■ **Recorded data**
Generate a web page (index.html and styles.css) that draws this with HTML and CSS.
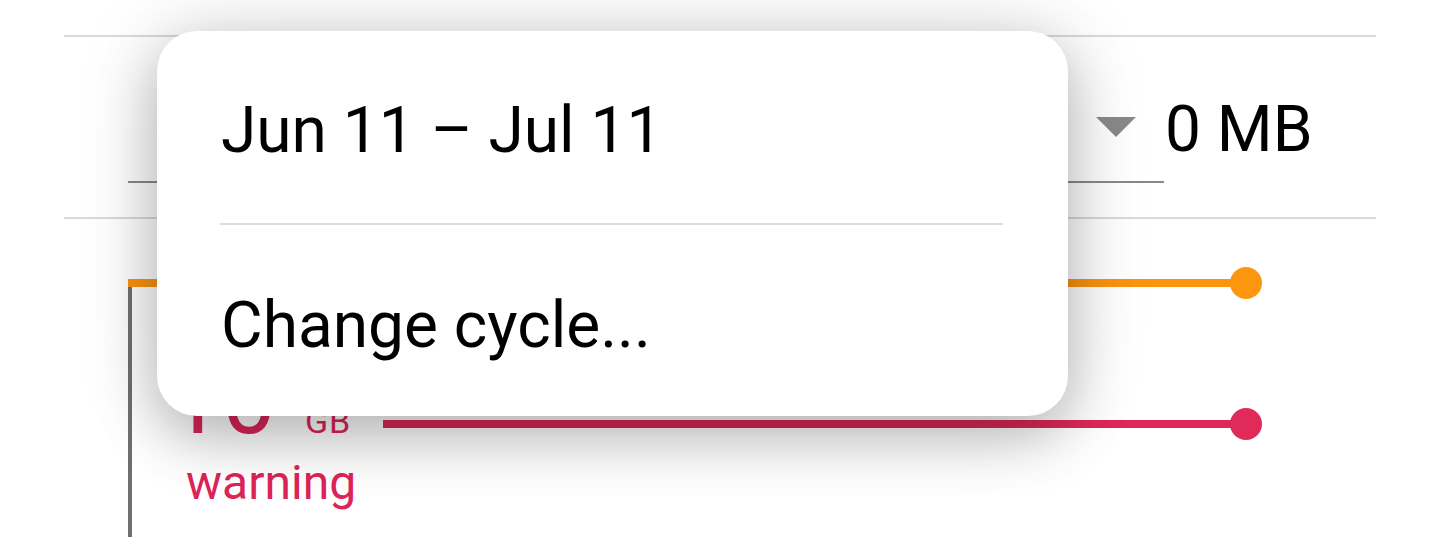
FILE: index.html
```html
<!DOCTYPE html>
<html lang="en">
<head>
<meta charset="utf-8">
<title>Data usage</title>
<link rel="stylesheet" href="styles.css">
</head>
<body>
<div class="screen">
  <div class="rule"></div>
  <div class="cycle-row">
    <div class="spinner">
      <span class="caret"></span>
    </div>
    <div class="usage">0 MB</div>
  </div>
  <div class="rule"></div>
  <div class="chart">
    <div class="limit-row">
      <div class="limit-line"></div>
      <div class="dot dot-orange"></div>
    </div>
    <div class="plot">
      <div class="warn-row">
        <div class="warn-label">
          <div class="amount"><span class="amount-num">10</span><span class="amount-unit">GB</span></div>
          <div class="warn-text">warning</div>
        </div>
        <div class="warn-track">
          <div class="warn-line"></div>
          <div class="dot dot-red"></div>
        </div>
      </div>
    </div>
  </div>

  <div class="popup">
    <div class="popup-item first">Jun 11 – Jul 11</div>
    <div class="popup-divider"></div>
    <div class="popup-item second">Change cycle...</div>
  </div>
</div>
</body>
</html>
```

FILE: styles.css
```css
html, body {
  margin: 0;
  padding: 0;
  background: #ffffff;
}

body {
  width: 1440px;
  height: 537px;
  overflow: hidden;
  font-family: Roboto, "Liberation Sans", sans-serif;
  color: #000;
}

.screen {
  position: relative;
  height: 537px;
  padding: 35px 64px 0 64px;
  box-sizing: border-box;
}

.rule {
  height: 2px;
  background: #d9d9d9;
}

.cycle-row {
  display: flex;
  align-items: flex-start;
  height: 180px;
  padding-left: 64px;
}

.spinner {
  width: 1036px;
  height: 146px;
  box-sizing: border-box;
  border-bottom: 2px solid #8a8a8a;
  display: flex;
  justify-content: flex-end;
  align-items: flex-start;
  padding-top: 80px;
  padding-right: 28px;
}

.caret {
  width: 0;
  height: 0;
  border-left: 20px solid transparent;
  border-right: 20px solid transparent;
  border-top: 20px solid #8a8a8a;
}

.usage {
  font-size: 64px;
  line-height: 64px;
  margin-top: 61px;
  margin-left: 1px;
  white-space: nowrap;
}

.chart {
  margin-left: 64px;
  padding-top: 48px;
}

.limit-row {
  display: flex;
  align-items: center;
  height: 32px;
}

.limit-line {
  width: 1103px;
  height: 8px;
  background: #fb9410;
  filter: blur(0.6px);
}

.dot {
  width: 32px;
  height: 32px;
  border-radius: 50%;
  margin-left: -1px;
  filter: blur(0.6px);
}

.dot-orange { background: #fd960f; }
.dot-red { background: #e02a5a; }

.plot {
  margin-top: -12px;
  border-left: 4px solid #6d7073;
  height: 260px;
}

.warn-row {
  display: flex;
  align-items: flex-start;
  padding-top: 65px;
}

.warn-label {
  width: 198px;
  margin-left: 53px;
  color: #dc2559;
}

.amount {
  height: 96px;
  line-height: 96px;
  white-space: nowrap;
  margin-left: -17px;
}

.amount-num {
  font-size: 96px;
}

.amount-unit {
  font-size: 34px;
  margin-left: 29px;
  letter-spacing: 1px;
}

.warn-text {
  font-size: 48px;
  line-height: 70px;
  margin-left: 1px;
}

.warn-track {
  display: flex;
  align-items: center;
  height: 32px;
  margin-top: 56px;
}

.warn-line {
  width: 848px;
  height: 8px;
  background: #de2858;
  filter: blur(0.6px);
}

.popup {
  position: absolute;
  left: 157px;
  top: 31px;
  width: 911px;
  height: 385px;
  background: #ffffff;
  border-radius: 40px;
  box-shadow: 0 20px 58px rgba(0, 0, 0, 0.26), 0 0 90px rgba(0, 0, 0, 0.11);
  z-index: 10;
}

.popup-item {
  font-size: 64px;
  line-height: 64px;
  padding-left: 64px;
  box-sizing: border-box;
  white-space: nowrap;
}

.popup-item.first {
  height: 192px;
  padding-top: 68px;
}

.popup-item.second {
  height: 191px;
  padding-top: 69px;
}

.popup-divider {
  height: 2px;
  width: 783px;
  margin-left: 63px;
  background: #dcdcdc;
}
```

■ **Instruction**
Find out how many lines in the listing contain the string "styles". Give the number alone.

■ **Task result**
3